If your term does not match to a subject heading, you can search it as a keyword in the title and abstract. Using a combination of keywords and subject headings is the best strategy to avoid missing relevant publications.  

Use truncation and wildcards when appropriate

Truncation is used in database searches to ensure the retrieval of all possible variations of a search term.  Truncating a word at the end ensures that all variations of the word, beginning with a specific root, will be retrieved. This is particularly useful for retrieving singular and plural versions of words. All databases allow truncation, but the symbols used may vary, so it is best to check the database help section for details.


Be careful not to truncate terms too early, or you may retrieve a high number of irrelevant documents.

Most databases use an asterisk (*) to find alternate endings for terms. For example:

therap* will retrieve therapy, therapies, therapists, therapeutic, therapeutical, etc.

Truncating a word internally ensures that any variations of spelling of a word can be retrieved. For example, pediatrics or paediatrics
Internal truncation is available in some databases, allowing you to search for alternate spellings of words - extremely useful when searching for American and English spellings of words.
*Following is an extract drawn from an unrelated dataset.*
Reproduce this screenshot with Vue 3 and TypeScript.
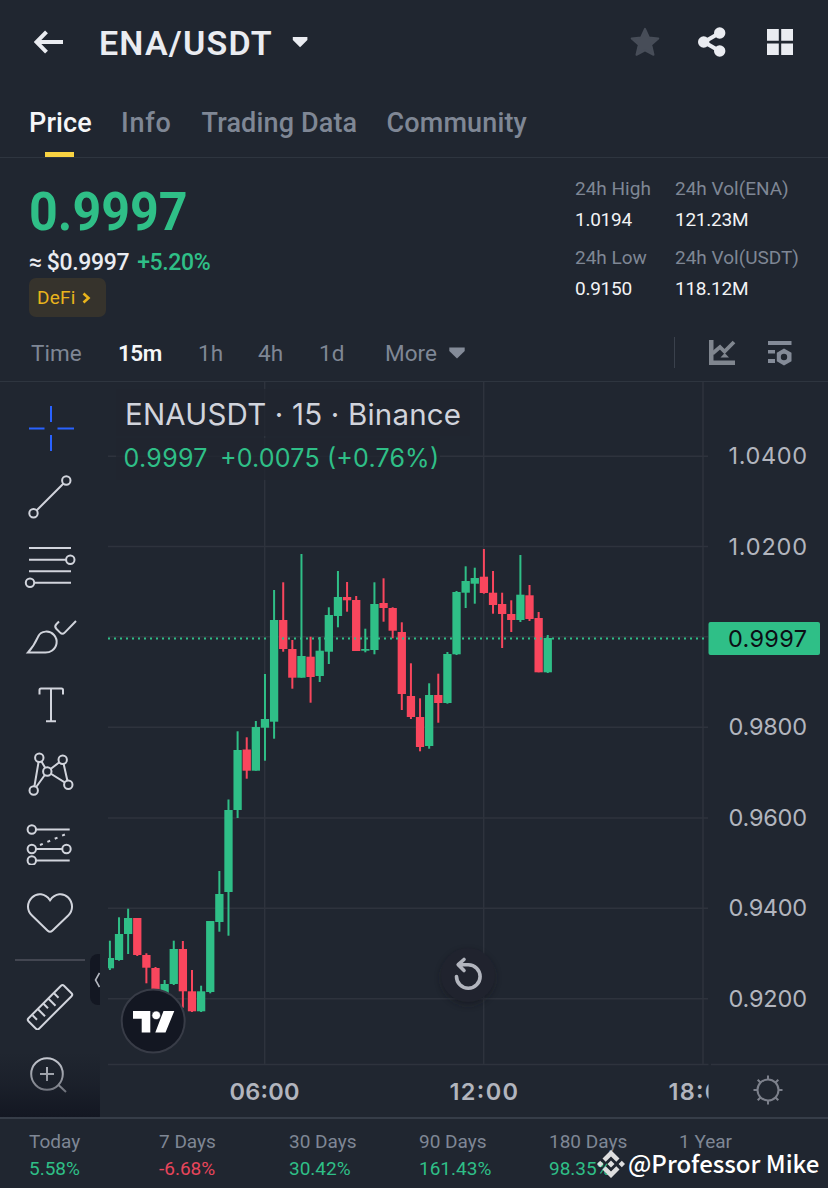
<script setup lang="ts">
type Candle = [up: number, high: number, top: number, bottom: number, low: number]

const tabs = [
  { label: 'Price', cls: 'price' },
  { label: 'Info', cls: 'info' },
  { label: 'Trading Data', cls: 'trading' },
  { label: 'Community', cls: 'community' },
]

const intervals = [
  { label: 'Time', cls: 'time' },
  { label: '15m', cls: 'm15' },
  { label: '1h', cls: 'h1' },
  { label: '4h', cls: 'h4' },
  { label: '1d', cls: 'd1' },
]

const performance = [
  { label: 'Today', value: '5.58%' },
  { label: '7 Days', value: '-6.68%' },
  { label: '30 Days', value: '30.42%' },
  { label: '90 Days', value: '161.43%' },
  { label: '180 Days', value: '98.35%' },
  { label: '1 Year', value: '--' },
]

const gridX = [264.7, 483.7, 703]
const gridY = [456.3, 546.5, 636.7, 727.3, 818, 908.3, 998.7]
const priceLabels = [
  { y: 456, text: '1.0400' },
  { y: 546.5, text: '1.0200' },
  { y: 727.3, text: '0.9800' },
  { y: 818, text: '0.9600' },
  { y: 908.3, text: '0.9400' },
  { y: 998.7, text: '0.9200' },
]

const candles: Candle[] = [
  [1, 940.7, 958, 968.3, 970],
  [1, 917.3, 934, 960, 960.7],
  [1, 908.7, 918, 934, 954],
  [0, 918, 918, 955, 956],
  [0, 953.3, 955, 967.7, 983.3],
  [0, 967, 968, 992, 994],
  [1, 980, 984, 996, 998],
  [1, 940.7, 949, 984, 985],
  [0, 941, 949, 991.3, 1007.7],
  [0, 970, 991.3, 1011.3, 1012],
  [1, 985.7, 991.3, 1011.3, 1012],
  [1, 921, 921, 992, 993.3],
  [1, 871, 894, 922, 931.7],
  [1, 799.5, 810, 892, 935.7],
  [1, 731.3, 750, 810, 818],
  [0, 737.3, 749.5, 770.7, 778.7],
  [1, 721, 727, 770.7, 770.7],
  [1, 674, 719, 727.7, 760.7],
  [1, 590, 620, 721.7, 738.7],
  [0, 582.3, 620, 649, 651.7],
  [0, 640, 649, 677.7, 688.7],
  [1, 554, 656, 677.7, 677.7],
  [0, 636.7, 656.7, 677, 702.7],
  [1, 637, 650.7, 676, 682],
  [1, 607.3, 615, 651.7, 664],
  [1, 571, 597, 616, 627.3],
  [0, 582, 597, 600.3, 611.7],
  [0, 596, 600, 651, 651],
  [1, 628.7, 649, 650.7, 652.3],
  [1, 582.3, 604, 650, 654.3],
  [0, 578.3, 603, 608, 621.7],
  [0, 607.3, 608, 630.7, 638.3],
  [0, 622.3, 632, 694, 710],
  [0, 663.3, 696, 717, 719],
  [0, 698.3, 717, 747, 751.3],
  [1, 683.3, 695, 746, 748.7],
  [0, 673.7, 695, 703, 722.7],
  [1, 652, 654, 703, 703.7],
  [1, 591, 592, 654.3, 655],
  [1, 566.3, 581, 592.7, 608],
  [1, 567.7, 578, 583.7, 603.7],
  [0, 549, 576.7, 593, 593.7],
  [0, 571, 592.7, 605, 613.7],
  [0, 592.7, 604, 614, 648],
  [0, 600.3, 614, 620, 632],
  [1, 555, 594.7, 620, 622],
  [0, 585, 595.3, 619, 621],
  [0, 612, 618, 672.3, 672.3],
  [1, 635, 638, 672.3, 673],
]

const candleX = (i: number): number => 109.9 + i * 9.122
</script>

<template>
  <div class="screen">
    <header class="header">
      <svg class="back" viewBox="0 0 30 24" width="30" height="24">
        <path d="M12.500 1.800 2.500 12l10 10.200M2.500 12H29" fill="none" stroke="#eaecf1" stroke-width="4" />
      </svg>
      <h1 class="title">ENA/USDT</h1>
      <svg class="title-caret" viewBox="0 0 16 12" width="16" height="12">
        <path d="M.8 1h14.600v3L8.100 11.200.8 4z" fill="#eaecf1" />
      </svg>
      <div class="actions">
        <svg viewBox="0 0 30 30" width="30" height="30">
          <path d="M15 1.800l3.900 8.600 9.400 1-7.100 6.300 2.300 10.100L15 23.400 6.500 27.800l2.300-10.100-7.100-6.300 9.400-1z" fill="#474d58" stroke="#474d58" stroke-width="2" stroke-linejoin="round" />
        </svg>
        <svg class="share" viewBox="0 0 30 30" width="30" height="30">
          <path d="M22.500 6 7 15l15.500 9" fill="none" stroke="#eaecf1" stroke-width="4" />
          <circle cx="22.700" cy="6" r="5.700" fill="#eaecf1" />
          <circle cx="6.700" cy="15" r="5.700" fill="#eaecf1" />
          <circle cx="22.700" cy="24" r="5.700" fill="#eaecf1" />
        </svg>
        <svg viewBox="0 0 28 28" width="28" height="28">
          <path d="M1 1h11.800v11.800H1zM15.200 1H27v11.800H15.200zM1 15.500h11.800V27H1zM15.200 15.500H27V27H15.200z" fill="#eaecf1" />
        </svg>
      </div>
    </header>

    <nav class="tabs">
      <span v-for="(t, i) in tabs" :key="t.label" class="tab" :class="[t.cls, { active: i === 0 }]">{{ t.label }}</span>
    </nav>

    <section class="ticker">
      <div class="quote">
        <div class="last">0.9997</div>
        <div class="approx"><span>≈</span><span class="usd">$0.9997</span><span class="change">+5.20%</span></div>
        <div class="tag">
          <span>DeFi</span>
          <svg viewBox="0 0 9 12" width="9" height="12"><path d="M1.500 1.500 6.500 6l-5 4.500" fill="none" stroke="#e9b41c" stroke-width="2.600" /></svg>
        </div>
      </div>
      <dl class="stats">
        <div class="stat"><dt>24h High</dt><dd>1.0194</dd></div>
        <div class="stat"><dt>24h Vol(ENA)</dt><dd>121.23M</dd></div>
        <div class="stat"><dt>24h Low</dt><dd>0.9150</dd></div>
        <div class="stat"><dt>24h Vol(USDT)</dt><dd>118.12M</dd></div>
      </dl>
    </section>

    <nav class="intervals">
      <span v-for="(t, i) in intervals" :key="t.label" class="interval" :class="[t.cls, { active: i === 1 }]">{{ t.label }}</span>
      <span class="interval more">More</span>
      <svg class="more-caret" viewBox="0 0 16 12" width="16" height="12">
        <path d="M.3.5h15.400v3.500L8 11.500.3 4z" fill="#848b98" />
      </svg>
      <i class="divider"></i>
      <svg class="ind" viewBox="0 0 28 28" width="28" height="28">
        <path d="M1 1h4.500v20.500H27V26H1z" fill="#80868f" />
        <path d="M4.500 14.500 12 8l4.500 4.500 9.500-9.500" fill="none" stroke="#80868f" stroke-width="3.800" />
        <path d="M12.500 18.500h8.500L16.700 14z" fill="#80868f" />
      </svg>
      <svg class="cfg" viewBox="0 0 26 26" width="26" height="26">
        <path d="M1 1h23.500v4H1zM1 10h7v3.500H1zM1 19h7v4H1z" fill="#848b98" />
        <path fill-rule="evenodd" d="M17 8.500l7.500 4.200v8.600L17 25.500l-7.200-4.200v-8.600zM17 13.800a3.200 3.200 0 1 0 0 6.400 3.200 3.200 0 0 0 0-6.400z" fill="#848b98" />
      </svg>
    </nav>

    <main class="chart">
      <aside class="tools">
        <svg viewBox="0 0 100 69" width="100" height="69" class="blue">
          <path d="M51 24v16M51 53v16M29 46.500h15.500M57.500 46.500H74" />
        </svg>
        <svg viewBox="0 0 100 69" width="100" height="69">
          <path d="M36.500 59.500 63.500 32.500" />
          <circle cx="33.500" cy="62.200" r="4.200" /><circle cx="66.300" cy="29.500" r="4.200" />
        </svg>
        <svg viewBox="0 0 100 69" width="100" height="69">
          <path d="M29 28h42M29 39.700h37M29 51.200h42M34 62.700h37" />
          <circle cx="70.300" cy="39.700" r="4.200" /><circle cx="30" cy="62.700" r="4.200" />
        </svg>
        <svg viewBox="0 0 100 69" width="100" height="69">
          <path d="M28 63.500C34 57 35.500 53.500 38.200 47.500 41 41.500 49.500 41 54 46c4.500 5.200 3 12.200-2.200 15.800-1.800 1.200-4 1.700-6.300 1.700z" />
          <path d="M59 32.500l-2.700 2.700c-1.200 1.300-1.200 3.300 0 4.600l3.800 3.800c1.300 1.300 3.300 1.300 4.600 0L76 32" />
        </svg>
        <svg viewBox="0 0 100 69" width="100" height="69">
          <path d="M51 31v32M46 63.300h10M39.500 36.500V32q0-1.500 1.500-1.500h20.500q1.500 0 1.500 1.500v4.500" />
        </svg>
        <svg viewBox="0 0 100 69" width="100" height="69" class="nodes">
          <path d="M39.300 30.700 33.700 63.500 47.300 44.500zM47.300 44.500 62.700 32.700 68.300 57.700z" />
          <circle cx="39.300" cy="30.700" r="4.200" /><circle cx="62.700" cy="32.700" r="4.200" /><circle cx="47.300" cy="44.500" r="4.200" /><circle cx="33.700" cy="63.500" r="4.200" /><circle cx="68.300" cy="57.700" r="4.200" />
        </svg>
        <svg viewBox="0 0 100 69" width="100" height="69">
          <path d="M36 33.500h33.700M36 53h26M36 64.500h33.700" />
          <path d="M40 49 66 38" stroke-dasharray="3 5" />
          <circle cx="31.800" cy="33.500" r="4.200" /><circle cx="31.800" cy="53" r="4.200" /><circle cx="31.800" cy="64.500" r="4.200" /><circle cx="66.500" cy="53" r="4.200" />
        </svg>
        <svg viewBox="0 0 100 69" width="100" height="69">
          <path d="M50 35.300c-5-7.300-13-7.600-18-2.800-5.500 5.500-5.200 13 0 18l15.700 15.200q2.300 2.200 4.600 0L68.200 50.500c5-5 5.200-12.500 0-18-5-4.800-13-4.500-18.200 2.800z" />
        </svg>
        <hr class="tool-line" />
        <svg viewBox="0 0 100 69" width="100" height="69">
          <path d="M61 24.700q1.500-1.500 3 0l7.500 7.500q1.500 1.500 0 3L39 67.700q-1.500 1.500-3 0L28.500 60.200q-1.500-1.500 0-3z" />
          <path d="M32.500 54.200l4.500 4.500M38 48.200l7 7M43.500 42.700l4.500 4.500M48.500 37.700l7 7M54 32.200l4.500 4.500" />
        </svg>
        <svg viewBox="0 0 100 69" width="100" height="69">
          <circle cx="47" cy="44" r="15.800" /><path d="M40 44h14M47 37v14M58.500 55l7.500 7" />
        </svg>
        <div class="fade"></div>
        <div class="collapse">
          <svg viewBox="0 0 10 16" width="10" height="16"><path d="M9.500 1 5.500 8l4 7" /></svg>
        </div>
      </aside>

      <svg class="plot" viewBox="100 382 728 735" width="728" height="735">
        <defs>
          <clipPath id="pane"><rect x="108" y="382" width="600.500" height="735" /></clipPath>
          <filter id="soft" x="-40%" y="-40%" width="180%" height="180%"><feGaussianBlur stdDeviation="3" /></filter>
        </defs>
        <g class="grid">
          <path v-for="x in gridX" :key="x" :d="`M${x} 382V1064`" />
          <path v-for="y in gridY" :key="y" :d="`M108 ${y}H708`" />
          <path d="M108 1064.500H708.500M711 1064.500H828" />
        </g>
        <rect x="116" y="389" width="354" height="47" class="legend-bg" />
        <rect x="116" y="438" width="324" height="42" class="legend-bg" />
        <g clip-path="url(#pane)">
          <g v-for="(c, i) in candles" :key="i" :class="c[0] ? 'up' : 'down'">
            <rect :x="candleX(i) - 1" :y="c[1]" width="2" :height="c[4] - c[1]" />
            <rect :x="candleX(i) - 4.150" :y="c[2]" width="8.300" :height="c[3] - c[2]" />
          </g>
          <path class="last-line" d="M108 638.500H708" />
        </g>
        <text class="sym" x="125" y="425" textLength="336">ENAUSDT · 15 · Binance</text>
        <text class="chg" x="123.500" y="466.500" textLength="84">0.9997</text>
        <text class="chg" x="220" y="466.500" textLength="219">+0.0075 (+0.76%)</text>

        <text v-for="p in priceLabels" :key="p.text" class="axis" x="728.500" :y="p.y + 8" textLength="78.500">{{ p.text }}</text>
        <rect x="708.500" y="622" width="111.500" height="33" rx="2" class="tag-bg" />
        <text class="axis dark" x="728" y="647" textLength="79">0.9997</text>

        <g clip-path="url(#pane)">
          <text class="hour" x="229.500" y="1100" textLength="70">06:00</text>
          <text class="hour" x="449.500" y="1100" textLength="68.500">12:00</text>
          <text class="hour" x="668.500" y="1100" textLength="68.500">18:00</text>
        </g>

        <g class="sun">
          <circle cx="768" cy="1090" r="10.500" />
          <path d="M768 1075.500v4M768 1100.500v4M753.500 1090h4M778.500 1090h4M757.700 1079.700l3 3M775.300 1097.300l3 3M757.700 1100.300l3-3M775.300 1082.700l3-3" />
        </g>

        <circle cx="468" cy="978" r="27" fill="#12151d" opacity=".5" filter="url(#soft)" />
        <circle cx="468" cy="975" r="27" fill="#20232e" />
        <path class="reset" d="M456.500 976.500a11.800 11.800 0 1 0 11.800-11.800h-9M464 959.500l-5.800 5.200 5.800 5.800" />

        <circle cx="153.200" cy="1021" r="31.500" fill="#131722" stroke="#383c47" stroke-width="2" />
        <path d="M133 1011h17.300v21.500h-8.600v-13.700H133zM163.500 1011h10.800l-8.800 21.500h-10.200z" fill="#fff" />
        <circle cx="156.200" cy="1015.300" r="4.300" fill="#fff" stroke="#131722" stroke-width=".6" />
      </svg>
    </main>

    <footer class="perf">
      <div v-for="p in performance" :key="p.label" class="perf-item">
        <span class="perf-label">{{ p.label }}</span>
        <span class="perf-value" :class="{ neg: p.value.startsWith('-6'), none: p.value === '--' }">{{ p.value }}</span>
      </div>
    </footer>

    <div class="credit">
      <svg viewBox="0 0 28 28" width="28" height="28">
        <path d="M14 0l8.500 8.500-3.200 3.200L14 6.400l-5.300 5.300-3.200-3.200zM3.200 10.800 6.400 14l-3.200 3.200L0 14zM24.800 10.800 28 14l-3.200 3.200-3.200-3.200zM14 10.500l3.500 3.500-3.500 3.500-3.500-3.500zM14 28l-8.500-8.500 3.200-3.200L14 21.600l5.300-5.300 3.200 3.200z" fill="#dedede" />
      </svg>
      <span>@Professor Mike</span>
    </div>
  </div>
</template>

<style>
html,
body {
  background: #202630;
}
</style>

<style scoped>
.screen {
  position: relative;
  width: 828px;
  height: 1188px;
  overflow: hidden;
  background: #202630;
  color: #eaecf1;
  font-family: Roboto, 'Liberation Sans', sans-serif;
  white-space: nowrap;
}
.screen svg {
  display: block;
  flex: none;
}
.header {
  height: 87px;
  display: flex;
  align-items: center;
  padding: 0 34px 2px 34px;
  box-sizing: border-box;
}
.back {
  margin-top: -1px;
}
.title {
  margin: 0 0 0 35px;
  width: 174px;
  font-size: 34px;
  font-weight: 600;
  letter-spacing: 1.2px;
}
.title-caret {
  margin: -2px 0 0 18.500px;
}
.actions {
  margin: -1px 0 0 auto;
  display: flex;
  align-items: center;
  gap: 36.500px;
}
.share {
  margin-right: 3px;
}
.tabs {
  height: 71px;
  box-sizing: border-box;
  border-bottom: 1px solid #2e353f;
  display: flex;
  padding-left: 29px;
  gap: 30px;
  line-height: 72px;
  font-size: 27px;
  font-weight: 500;
  color: #7f8795;
}
.tab {
  position: relative;
  letter-spacing: 0.15px;
}
.tab.active {
  color: #f5f6f8;
}
.tab.active::after {
  content: '';
  position: absolute;
  left: 16px;
  bottom: 0;
  width: 29px;
  height: 5px;
  background: #f9d342;
}
.price { width: 62px; }
.info { width: 50.500px; }
.tab.info { letter-spacing: 0.8px; }
.trading { width: 155px; }
.ticker {
  height: 168px;
  display: flex;
  justify-content: space-between;
  box-sizing: border-box;
  padding: 15px 29px 0 29px;
}
.quote {
  padding-top: 9px;
}
.last {
  font-size: 54px;
  line-height: 60px;
  font-weight: 700;
  color: #2fbf87;
  transform: scaleX(0.93);
  transform-origin: 0 50%;
}
.approx {
  display: flex;
  margin-top: 5px;
  line-height: 31px;
  font-size: 23px;
  font-weight: 500;
  letter-spacing: -0.350px;
}
.usd {
  margin-left: 5px;
}
.change {
  margin-left: 8px;
  color: #2fbf87;
}
.tag {
  width: 77px;
  height: 39px;
  box-sizing: border-box;
  padding-left: 8px;
  display: flex;
  align-items: center;
  gap: 7px;
  border-radius: 7px;
  background: #36332c;
  color: #e9b41c;
  font-size: 19px;
  letter-spacing: 0.200px;
}
.stats {
  margin: 0;
  display: grid;
  grid-template-columns: 100px 124px;
  align-content: start;
  row-gap: 7px;
  font-size: 19px;
  line-height: 31px;
}
.stat dt {
  color: #7f8795;
}
.stat dd {
  margin: 0;
  color: #f2f3f5;
  letter-spacing: -0.250px;
}
.intervals {
  height: 56px;
  box-sizing: border-box;
  border-bottom: 1px solid #2e353f;
  display: flex;
  align-items: center;
  padding: 0 0 2px 31px;
  font-size: 22.500px;
  color: #7f8795;
}
.interval.active {
  color: #f5f6f8;
  font-weight: 600;
  letter-spacing: -0.500px;
}
.time { width: 87px; }
.m15 { width: 80px; }
.h1 { width: 60px; }
.h4 { width: 61px; }
.d1 { width: 66px; }
.more { width: 64px; }
.divider {
  width: 1px;
  height: 31px;
  margin-left: 209px;
  background: #3a414c;
}
.ind {
  margin-left: 33px;
}
.cfg {
  margin-left: 31px;
}
.chart {
  height: 735px;
  display: flex;
  border-bottom: 2px solid #363d48;
}
.tools {
  position: relative;
  width: 100px;
  display: flex;
  flex-direction: column;
}
.tools > svg {
  fill: none;
  stroke: #d1d4dc;
  stroke-width: 2;
}
.tools > svg.blue {
  stroke: #2962ff;
}
.nodes circle {
  fill: #202630;
}
.tool-line {
  margin: 25px 15px 0 15px;
  border: 0;
  height: 2px;
  background: #434651;
}
.fade {
  position: absolute;
  left: 0;
  bottom: 0;
  width: 100px;
  height: 64px;
  background: linear-gradient(rgba(19, 23, 34, 0), rgba(19, 23, 34, 0.400) 50%, #131722);
}
.collapse {
  position: absolute;
  left: 90px;
  top: 572px;
  width: 10px;
  height: 51px;
  border-radius: 8px 0 0 8px;
  background: #131722;
  display: flex;
  align-items: center;
}
.collapse path {
  fill: none;
  stroke: #b2b5be;
  stroke-width: 1.600;
}
.plot {
  font-family: Inter, 'Liberation Sans', sans-serif;
}
.grid path {
  fill: none;
  stroke: #2e333d;
  stroke-width: 1.500;
}
.legend-bg {
  fill: #202630;
  opacity: 0.8;
}
.up { fill: #2fbf87; }
.down { fill: #f9465d; }
.last-line {
  fill: none;
  stroke: #2fbf87;
  stroke-width: 2;
  stroke-dasharray: 2 4;
}
.sym {
  font-size: 29.500px;
  fill: #d1d4dc;
}
.chg {
  font-size: 25px;
  fill: #2fbf87;
}
.axis {
  font-size: 23.500px;
  fill: #b2b5be;
}
.axis.dark {
  fill: #0c0e15;
}
.tag-bg {
  fill: #2fbf87;
}
.hour {
  font-size: 23.500px;
  font-weight: 600;
  fill: #b2b5be;
}
.sun {
  fill: none;
  stroke: #7c808b;
  stroke-width: 2;
}
.reset {
  fill: none;
  stroke: #b2b5be;
  stroke-width: 3.600;
  stroke-linecap: round;
  stroke-linejoin: round;
}
.perf {
  height: 69px;
  box-sizing: border-box;
  padding: 9px 0 0 29px;
  display: flex;
}
.perf-item {
  width: 130px;
  display: flex;
  flex-direction: column;
  font-size: 19px;
  line-height: 27px;
}
.perf-label {
  color: #7f8795;
}
.perf-value {
  color: #2fbf87;
}
.perf-value.neg {
  color: #e8455b;
}
.perf-value.none {
  color: #7f8795;
}
.credit {
  position: absolute;
  left: 597px;
  top: 1147px;
  height: 34px;
  display: flex;
  align-items: center;
  gap: 3px;
  color: #fff;
  font: 500 24px/32px 'Noto Sans CJK SC', 'Noto Sans', sans-serif;
}
.credit span {
  margin-top: -2px;
}
</style>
For example, using the Ovid databases (MEDLINE, Embase, PsycINFO, etc), a question mark included within a word can designate zero or one character in that place:

colo?r will retrieve either colour or color

Combine terms with AND and OR

Use AND to combine your core PICO concepts in your search. AND will narrow your results, and using OR to include synonyms will broaden your results. 



OR boolean

Use to broaden your search, increasing the number of references retrieved. Use "OR" to search for synonyms and related terms for each concept within a research question.

For example, when searching for the concept "exercise based rehabilitation" you might use the following terms:

rehabilitation OR exercise OR exercise therapy OR sports OR exertion OR physical training OR aerobics OR kinesiotherapy

boolean AND


Used to narrow a search, therefore decreasing the number of references.

For example, searching for:
coronary heart disease AND Asian Americans

Would retrieve just those references covering both topics

boolean not

Used to narrow a search, therefore decreasing the number of references.

For example:

dogs NOT sheep

Caution should be exercised when using NOT, In the example to the left, research dealing with both dogs and sheep would be excluded from the search results.

Identify limits


Questions to Ask

Advice from the Cochrane Handbook for Systematic Reviews of Interventions  (2008, p. 134)

Time Period Will your review be restricted by year of publication, or is it important that you cover all years? "Date restrictions should be applied only if it is known that relevant studies could only have been reported during a specific time period, for example if the intervention was only available after a certain time point."
Language Should you restrict to English language publications only? "Whenever possible review authors should attempt to identify and assess for eligibility all possibly relevant reports of trials irrespective of language of publication. No language restrictions should be included in the search strategy."
Publication Type Are you restricting your search by publication type? "Format restrictions such as excluding letters are not recommended because letters may contain important additional information relating to an earlier trial report or new information about a trial not reported elsewhere."
Location Are there any geographic considerations to include in your search strategy? For example, if you were researching Chinese herbal medicine you would need to consult Chinese literature.